China appears to be building hundreds of new silos to house intercontinental ballistic missiles, raising some questions about its intentions. To some experts Insider talked to, the huge silo fields look to be China’s answer to rivals that have a lot more nuclear weapons.

In recent months, analysts with the Federation of American Scientists and the Middlebury Institute of International Studies (MIIS)  relying on commercial satellite images have found that China is constructing what looks like around 250 new missile silos. It previously had only about 20 silos.

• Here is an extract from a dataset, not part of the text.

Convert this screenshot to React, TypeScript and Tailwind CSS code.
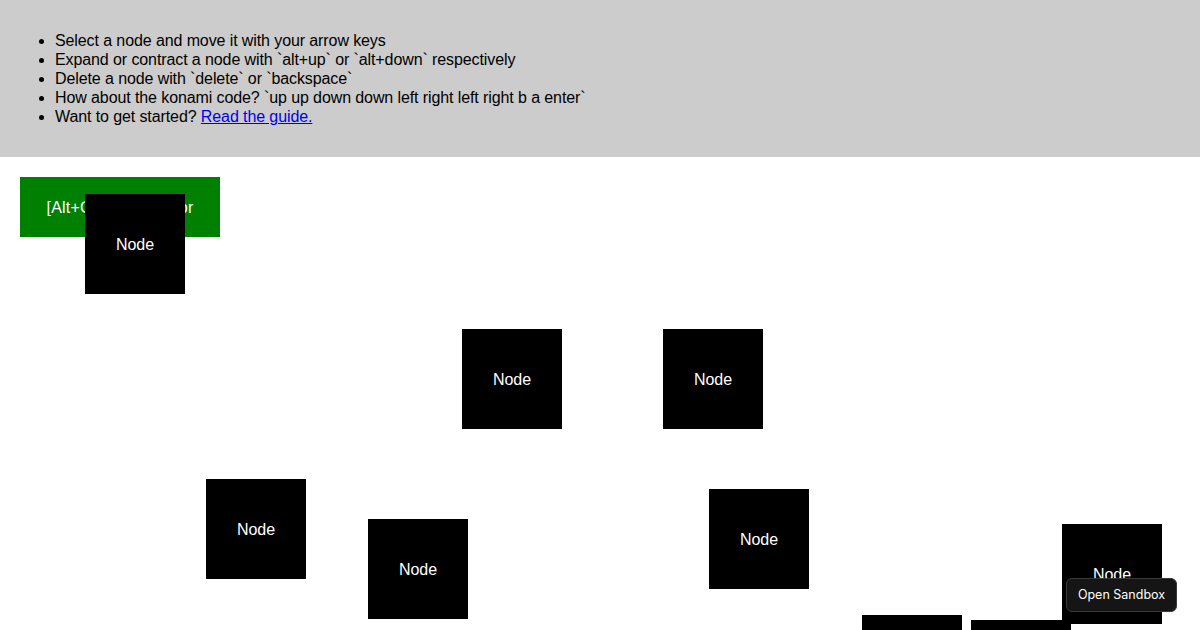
const nodes = [
  { x: 85, y: 194 },
  { x: 462, y: 329 },
  { x: 663, y: 329 },
  { x: 206, y: 479 },
  { x: 368, y: 519 },
  { x: 709, y: 489 },
  { x: 1062, y: 524 },
  { x: 862, y: 615 },
  { x: 971, y: 620 },
]

export default function App() {
  return (
    <div
      className="relative h-[630px] w-[1200px] overflow-hidden bg-white text-black"
      style={{ fontFamily: '"Liberation Sans", Arial, sans-serif' }}
    >
      <header className="bg-[#cccccc] p-[15px]">
        <ul className="my-4 list-disc pl-10 text-base leading-[19px] tracking-[-0.1px]">
          <li>Select a node and move it with your arrow keys</li>
          <li>Expand or contract a node with `alt+up` or `alt+down` respectively</li>
          <li>Delete a node with `delete` or `backspace`</li>
          <li>How about the konami code? `up up down down left right left right b a enter`</li>
          <li>
            Want to get started?{' '}
            <a href="#" className="text-[#0000ee] underline">
              Read the guide.
            </a>
          </li>
        </ul>
      </header>

      <button className="ml-5 mt-5 flex h-[60px] w-[200px] items-center justify-center bg-[#008000] pt-[2px] text-base tracking-[0.2px] text-white">
        [Alt+Click] Create or
      </button>

      {nodes.map((n, i) => (
        <div
          key={i}
          className="absolute flex h-[100px] w-[100px] items-center justify-center bg-black pt-[2px] text-base text-white"
          style={{ left: n.x, top: n.y }}
        >
          Node
        </div>
      ))}

      <button
        className="absolute bottom-[18px] right-[23px] flex h-[34px] w-[111px] items-center justify-center rounded-md border border-[#3a3a3a] bg-[#151515] text-[12.5px] text-white"
        style={{ fontFamily: 'Inter, "Liberation Sans", sans-serif' }}
      >
        Open Sandbox
      </button>
    </div>
  )
}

Silo construction is clearly visible and appears to be underway in Hami in Xinjiang province, Yumen in Gansu province, and Jinlantai in Inner Mongolia. The Hami site, which is still in the early stages of construction, is roughly 300 square miles and the Yumen site is around 700 square miles.

The silos are grouped but spaced roughly two miles apart in grid patterns, which is very different from the way China has approached silos in the past. The country’s older silos are scattered, isolated, and somewhat camouflaged.

Sharing a report on the findings, U.S. Strategic Command tweeted this week that “the public has discovered what we have been saying all along about the growing threat the world faces and the veil of secrecy that surrounds it.”

Silos are much more vulnerable than some alternative launch platforms because they do not move, making them easy to find and even easier to target, but with enough silos and modern missile technology, they can be advantageous.

A Lot More Silos

ICBM silo construction in China
ICBM silo construction (Planet Labs/Center for Nonproliferation Studies at MIIS)

Having a significant number of missile silos makes it more difficult for an adversary to eliminate a country’s nuclear weapons before it has the chance to use them, and it is not even necessary to fill them all with missiles.

Jeffrey Lewis, director of the East Asia Nonproliferation Program at MIIS, suspects that China will employ a “shell game” strategy, putting missiles in only some of the silos. The U.S. military pursued a similar strategy during the Cold War.